WATERCRESS, ENDIVE SALAD WITH ROASTED
PEARS AND ROQUEFORT
Serves:
8
For dressing: 1/2 cup
extra-virgin olive oil 3 tablespoons red wine vinegar 1 tablespoon
Dijon mustard salt and freshly ground pepper to taste
For
salad: 4 large bartlett pears 1/4 cup Port wine 2 tablespoons olive
oil 3/4 cup coarsely chopped walnuts 2 bunches watercress 6 Belgian
endives 8 ounces Roquefort cheese
Dressing: Whisk
together olive oil, vinegar and mustard in a bowl. Season with salt and pepper.
Preheat oven to 400 degrees F. (200 degrees C). Peel pears, cut into
quarters and core. Cut into 10 to 12 thick slices each. Place in a bowl and
toss with the Port and olive oil. Arrange on a heavy baking sheet and roast for
about 20 minutes or until slices are tender. Let cool. (Pears can be roasted up
to a day ahead. Cover and Refrigerate). Place walnuts on baking sheet.

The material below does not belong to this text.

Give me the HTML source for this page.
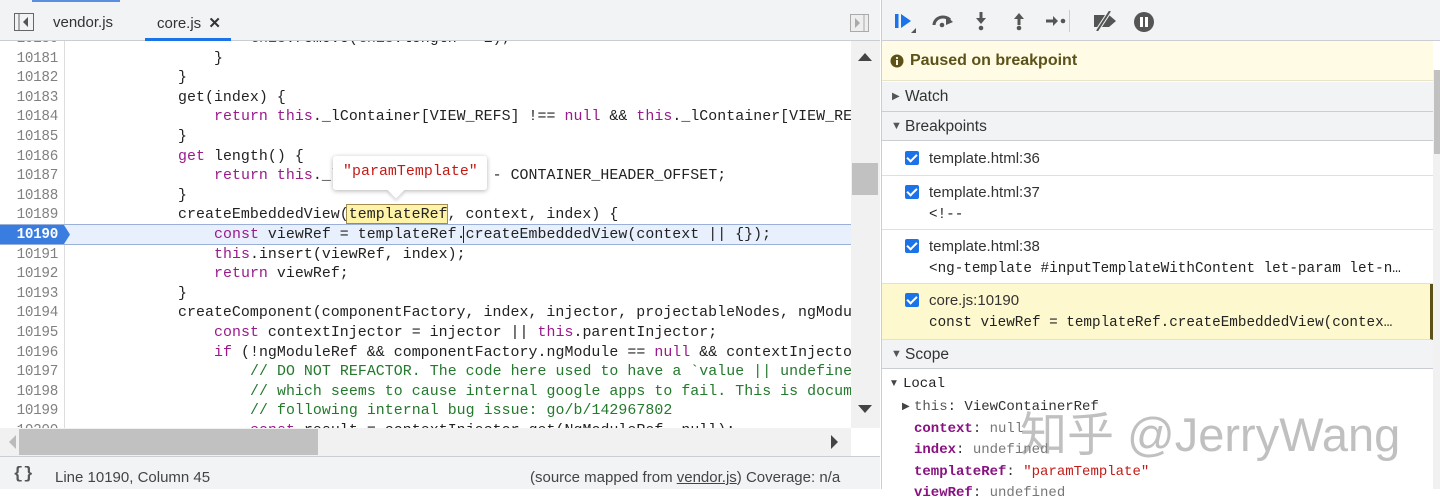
<!DOCTYPE html>
<html><head><meta charset="utf-8"><style>
*{margin:0;padding:0;box-sizing:border-box}
body{width:1440px;height:489px;overflow:hidden;background:#fff;font-family:"Liberation Sans",sans-serif;position:relative;color:#333}
.abs{position:absolute}
.mono{font-family:"Liberation Mono",monospace}
#tabs{left:0;top:0;width:880px;height:41px;background:#f1f3f4;border-bottom:1px solid #cacdd1}
.tab{top:14px;font-size:15px;color:#333}
#code{left:0;top:41px;width:851px;height:387px;overflow:hidden;background:#fff}
.ln{position:absolute;left:0;width:64px;text-align:right;padding-right:6px;font-size:14.3px;color:#808080;font-family:"Liberation Mono",monospace;height:19.6px;line-height:19.6px;letter-spacing:-0.3px}
.cl{position:absolute;font-size:14.9px;white-space:pre;font-family:"Liberation Mono",monospace;height:19.6px;line-height:19.6px;color:#222;letter-spacing:0.05px}
.k{color:#9a1a8c}.s{color:#c41a16}.c{color:#23792c}
.gut{left:64px;top:0;width:1px;height:387px;background:#ddd}
#vs{left:851px;top:41px;width:29px;height:387px;background:#f1f1f1}
#hs{left:0;top:428px;width:851px;height:28px;background:#f1f1f1}
#status{left:0;top:456px;width:880px;height:33px;background:#f1f3f4;border-top:1px solid #cacdd1;font-size:15px;color:#444}
#right{left:881px;top:0;width:559px;height:489px;border-left:1px solid #cacdd1;background:#fff}
.sec{position:absolute;left:0;width:551px;background:#f1f3f4;border-bottom:1px solid #cacdd1;font-size:15.5px;color:#333}
.cb{position:absolute;left:23px;width:14px;height:14px;background:#1a73e8;border-radius:2px}
.cb:after{content:"";position:absolute;left:4px;top:1px;width:4px;height:8px;border:solid #fff;border-width:0 2px 2px 0;transform:rotate(45deg)}
.bp{position:absolute;left:0;width:551px;border-bottom:1px solid #e0e0e0;background:#fff}
.bt{position:absolute;left:47px;font-size:15px;color:#333}
.bm{position:absolute;left:47px;font-size:14.3px;white-space:pre;color:#222;font-family:"Liberation Mono",monospace}
.sc{position:absolute;font-size:14px;font-family:"Liberation Mono",monospace;white-space:pre}
.sk{color:#881280;font-weight:bold}
</style></head><body>
<div id="tabs" class="abs">
 <svg class="abs" style="left:14px;top:13px" width="20" height="18"><rect x="0.5" y="0.5" width="19" height="17" fill="none" stroke="#666"/><line x1="5" y1="1" x2="5" y2="17" stroke="#666"/><path d="M14 4 L9 9 L14 14Z" fill="#555"/></svg>
 <div class="abs tab" style="left:53px">vendor.js</div>
 <div class="abs tab" style="left:157px">core.js <span style="font-weight:bold;margin-left:3px">✕</span></div>
 <div class="abs" style="left:145px;top:38px;width:86px;height:3px;background:#1a73e8"></div>
 <div class="abs" style="left:32px;top:0;width:88px;height:2px;background:#5b8ee0"></div>
 <svg class="abs" style="left:850px;top:14px" width="19" height="18"><rect x="0.5" y="0.5" width="18" height="17" fill="#eee" stroke="#aaa"/><line x1="14" y1="1" x2="14" y2="17" stroke="#aaa"/><path d="M5 4 L10 9 L5 14Z" fill="#aaa"/></svg>
</div>

<div id="code" class="abs">
 <div class="abs gut"></div>
 <div class="abs" style="left:0;top:183px;width:851px;height:21px;background:#e8f0fe;border-top:1px solid #9bb0d8;border-bottom:1px solid #9bb0d8"></div>
 <svg class="abs" style="left:0;top:184px" width="72" height="19"><path d="M0 0 H64 L70 9.5 L64 19 H0Z" fill="#3a7de0"/></svg>
 <div class="abs" style="left:346px;top:163px;width:102px;height:20px;background:#fff3a8;border:1px solid #a08c50"></div>
 <div class="abs" style="left:463px;top:185px;width:1px;height:17px;background:#222"></div>

 <div class="ln" style="top:-11px">10180</div><div class="cl" style="left:250px;top:-11px"><span class="k">this</span>.remove(<span class="k">this</span>.length - 1);</div>
 <div class="ln" style="top:8.6px">10181</div><div class="cl" style="left:214px;top:8.6px">}</div>
 <div class="ln" style="top:28.2px">10182</div><div class="cl" style="left:178px;top:28.2px">}</div>
 <div class="ln" style="top:47.8px">10183</div><div class="cl" style="left:178px;top:47.8px">get(index) {</div>
 <div class="ln" style="top:67.4px">10184</div><div class="cl" style="left:214px;top:67.4px"><span class="k">return</span> <span class="k">this</span>._lContainer[VIEW_REFS] !== <span class="k">null</span> &amp;&amp; <span class="k">this</span>._lContainer[VIEW_REFS]</div>
 <div class="ln" style="top:87px">10185</div><div class="cl" style="left:178px;top:87px">}</div>
 <div class="ln" style="top:106.6px">10186</div><div class="cl" style="left:178px;top:106.6px"><span class="k">get</span> length() {</div>
 <div class="ln" style="top:126.2px">10187</div><div class="cl" style="left:214px;top:126.2px"><span class="k">return</span> <span class="k">this</span>._lContainer.length - CONTAINER_HEADER_OFFSET;</div>
 <div class="ln" style="top:145.8px">10188</div><div class="cl" style="left:178px;top:145.8px">}</div>
 <div class="ln" style="top:165.4px">10189</div><div class="cl" style="left:178px;top:165.4px">createEmbeddedView(templateRef, context, index) {</div>
 <div class="ln" style="top:185px;color:#fff;font-weight:bold">10190</div><div class="cl" style="left:214px;top:185px"><span class="k">const</span> viewRef = templateRef.createEmbeddedView(context || {});</div>
 <div class="ln" style="top:204.6px">10191</div><div class="cl" style="left:214px;top:204.6px"><span class="k">this</span>.insert(viewRef, index);</div>
 <div class="ln" style="top:224.2px">10192</div><div class="cl" style="left:214px;top:224.2px"><span class="k">return</span> viewRef;</div>
 <div class="ln" style="top:243.8px">10193</div><div class="cl" style="left:178px;top:243.8px">}</div>
 <div class="ln" style="top:263.4px">10194</div><div class="cl" style="left:178px;top:263.4px">createComponent(componentFactory, index, injector, projectableNodes, ngModuleRef) {</div>
 <div class="ln" style="top:283px">10195</div><div class="cl" style="left:214px;top:283px"><span class="k">const</span> contextInjector = injector || <span class="k">this</span>.parentInjector;</div>
 <div class="ln" style="top:302.6px">10196</div><div class="cl" style="left:214px;top:302.6px"><span class="k">if</span> (!ngModuleRef &amp;&amp; componentFactory.ngModule == <span class="k">null</span> &amp;&amp; contextInjector) {</div>
 <div class="ln" style="top:322.2px">10197</div><div class="cl c" style="left:250px;top:322.2px">// DO NOT REFACTOR. The code here used to have a `value || undefined`</div>
 <div class="ln" style="top:341.8px">10198</div><div class="cl c" style="left:250px;top:341.8px">// which seems to cause internal google apps to fail. This is documented</div>
 <div class="ln" style="top:361.4px">10199</div><div class="cl c" style="left:250px;top:361.4px">// following internal bug issue: go/b/142967802</div>
 <div class="ln" style="top:381px">10200</div><div class="cl" style="left:250px;top:381px"><span class="k">const</span> result = contextInjector.get(NgModuleRef, null);</div>

 <div class="abs" style="left:333px;top:115px;width:154px;height:34px;background:#fff;border-radius:3px;box-shadow:0 1px 5px rgba(0,0,0,.3)"></div>
 <div class="abs" style="left:390px;top:143px;width:12px;height:12px;background:#fff;transform:rotate(45deg);box-shadow:2px 2px 3px rgba(0,0,0,.15)"></div>
 <div class="abs" style="left:333px;top:115px;width:154px;height:34px;background:#fff;border-radius:3px"></div>
 <div class="cl s" style="left:343px;top:122px">"paramTemplate"</div>
</div>

<div id="vs" class="abs">
 <svg class="abs" style="left:7px;top:11px" width="14" height="10"><path d="M0 9 L7 1 L14 9Z" fill="#444"/></svg>
 <div class="abs" style="left:1px;top:122px;width:26px;height:32px;background:#c1c1c1"></div>
 <svg class="abs" style="left:7px;top:363px" width="14" height="10"><path d="M0 1 L7 9 L14 1Z" fill="#444"/></svg>
</div>
<div id="hs" class="abs">
 <svg class="abs" style="left:9px;top:7px" width="8" height="14"><path d="M7 0 L0 7 L7 14Z" fill="#bbb"/></svg>
 <div class="abs" style="left:19px;top:1px;width:299px;height:26px;background:#c1c1c1"></div>
 <svg class="abs" style="left:831px;top:7px" width="8" height="14"><path d="M0 0 L7 7 L0 14Z" fill="#444"/></svg>
</div>
<div id="status" class="abs">
 <div class="abs" style="left:13px;top:8px;font-size:17px;font-weight:bold;color:#555;font-family:'Liberation Mono',monospace">{}</div>
 <div class="abs" style="left:55px;top:12px">Line 10190, Column 45</div>
 <div class="abs" style="left:530px;top:12px">(source mapped from <u>vendor.js</u>) Coverage: n/a</div>
</div>

<div id="right" class="abs">
 <div class="abs" style="left:0;top:0;width:559px;height:41px;background:#f1f3f4;border-bottom:1px solid #cacdd1"></div>
 <svg class="abs" style="left:12px;top:12px" width="24" height="22"><rect x="1" y="2" width="3.5" height="14" fill="#1a73e8"/><path d="M7 2 L17 9 L7 16Z" fill="#1a73e8"/><path d="M22 16 L22 21 L17 21Z" fill="#555"/></svg>
 <svg class="abs" style="left:49px;top:13px" width="24" height="16"><path d="M3 12 A9 8 0 0 1 19 7" fill="none" stroke="#555" stroke-width="3"/><path d="M15 3 L22 9 L15 12Z" fill="#555"/><circle cx="11" cy="12" r="2.3" fill="#555"/></svg>
 <svg class="abs" style="left:91px;top:11px" width="16" height="20"><rect x="6.5" y="1" width="3" height="8" fill="#555"/><path d="M3 7 L13 7 L8 13Z" fill="#555"/><circle cx="8" cy="17" r="2.3" fill="#555"/></svg>
 <svg class="abs" style="left:129px;top:11px" width="16" height="20"><rect x="6.5" y="6" width="3" height="8" fill="#555"/><path d="M3 8 L13 8 L8 2Z" fill="#555"/><circle cx="8" cy="17" r="2.3" fill="#555"/></svg>
 <svg class="abs" style="left:163px;top:13px" width="22" height="16"><rect x="1" y="6.5" width="8" height="3" fill="#555"/><path d="M8 3 L8 13 L13 8Z" fill="#555"/><circle cx="18" cy="8" r="2.3" fill="#555"/></svg>
 <div class="abs" style="left:187px;top:10px;width:1px;height:22px;background:#ccc"></div>
 <svg class="abs" style="left:211px;top:11px" width="26" height="20"><path d="M1 4 H16 L23 10 L16 16 H1Z" fill="#555"/><line x1="4" y1="20" x2="17" y2="0" stroke="#f1f3f4" stroke-width="4"/><line x1="4" y1="20" x2="17" y2="0" stroke="#555" stroke-width="2"/></svg>
 <svg class="abs" style="left:251px;top:11px" width="22" height="22"><circle cx="11" cy="11" r="10" fill="#555"/><rect x="7" y="6" width="3" height="10" fill="#fff"/><rect x="12" y="6" width="3" height="10" fill="#fff"/></svg>

 <div class="abs" style="left:0;top:41px;width:551px;height:40px;background:#fffbe5;border-bottom:1px solid #e8e4c8"></div>
 <svg class="abs" style="left:8px;top:54px" width="14" height="14"><circle cx="7" cy="7" r="6.5" fill="#5c5219"/><rect x="6" y="6" width="2" height="5" fill="#fffbe5"/><circle cx="7" cy="4" r="1.1" fill="#fffbe5"/></svg>
 <div class="abs" style="left:28px;top:52px;font-size:16px;font-weight:bold;color:#5c5219">Paused on breakpoint</div>

 <div class="sec" style="top:82px;height:30px"><span class="abs" style="left:10px;top:9px;font-size:10px;color:#555">▶</span><span class="abs" style="left:23px;top:6px">Watch</span></div>
 <div class="sec" style="top:112px;height:29px"><span class="abs" style="left:9px;top:8px;font-size:11px;color:#555">▼</span><span class="abs" style="left:23px;top:6px">Breakpoints</span></div>

 <div class="bp" style="top:142px;height:34px"><div class="cb" style="top:9px"></div><div class="bt" style="top:8px">template.html:36</div></div>
 <div class="bp" style="top:176px;height:54px"><div class="cb" style="top:9px"></div><div class="bt" style="top:8px">template.html:37</div><div class="bm" style="top:31px">&lt;!--</div></div>
 <div class="bp" style="top:230px;height:54px"><div class="cb" style="top:9px"></div><div class="bt" style="top:8px">template.html:38</div><div class="bm" style="top:31px">&lt;ng-template #inputTemplateWithContent let-param let-n…</div></div>
 <div class="bp" style="top:284px;height:56px;background:#fef8cf;border-right:3px solid #5c5219"><div class="cb" style="top:9px"></div><div class="bt" style="top:8px">core.js:10190</div><div class="bm" style="top:31px">const viewRef = templateRef.createEmbeddedView(contex…</div></div>

 <div class="sec" style="top:340px;height:29px"><span class="abs" style="left:9px;top:8px;font-size:11px;color:#555">▼</span><span class="abs" style="left:23px;top:6px">Scope</span></div>
 <div class="abs" style="left:7px;top:378px;font-size:10px;color:#444">▼</div>
 <div class="sc" style="left:21px;top:376px;color:#222">Local</div>
 <div class="abs" style="left:20px;top:401px;font-size:10px;color:#444">▶</div>
 <div class="sc" style="left:32px;top:399px"><span style="color:#555">this</span>: ViewContainerRef</div>
 <div class="sc" style="left:32px;top:421px"><span class="sk">context</span>: <span style="color:#777">null</span></div>
 <div class="sc" style="left:32px;top:442px"><span class="sk">index</span>: <span style="color:#777">undefined</span></div>
 <div class="sc" style="left:32px;top:464px"><span class="sk">templateRef</span>: <span style="color:#c41a16">"paramTemplate"</span></div>
 <div class="sc" style="left:32px;top:485px"><span class="sk">viewRef</span>: <span style="color:#777">undefined</span></div>
 <div class="abs" style="left:551px;top:70px;width:8px;height:419px;background:#f1f1f1"></div>
 <div class="abs" style="left:552px;top:70px;width:6px;height:84px;background:#c1c1c1"></div>
 <div class="abs" style="left:138px;top:396px;font-size:47px;color:rgba(140,140,140,.55);font-family:'Liberation Sans','Noto Sans CJK SC',sans-serif;white-space:nowrap">知乎 @JerryWang</div>
</div>
</body></html>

Toast in oven for 5 minutes. Remove stems from watercress. Wash and spin.
Remove core from endives and cut into thick slices. To serve,
arrange watercress around edge of a large serving platter with endives in
center. Drizzle with dressing. Top with pear slices and sprinkle with
Roquefort and walnuts. Serve immediately.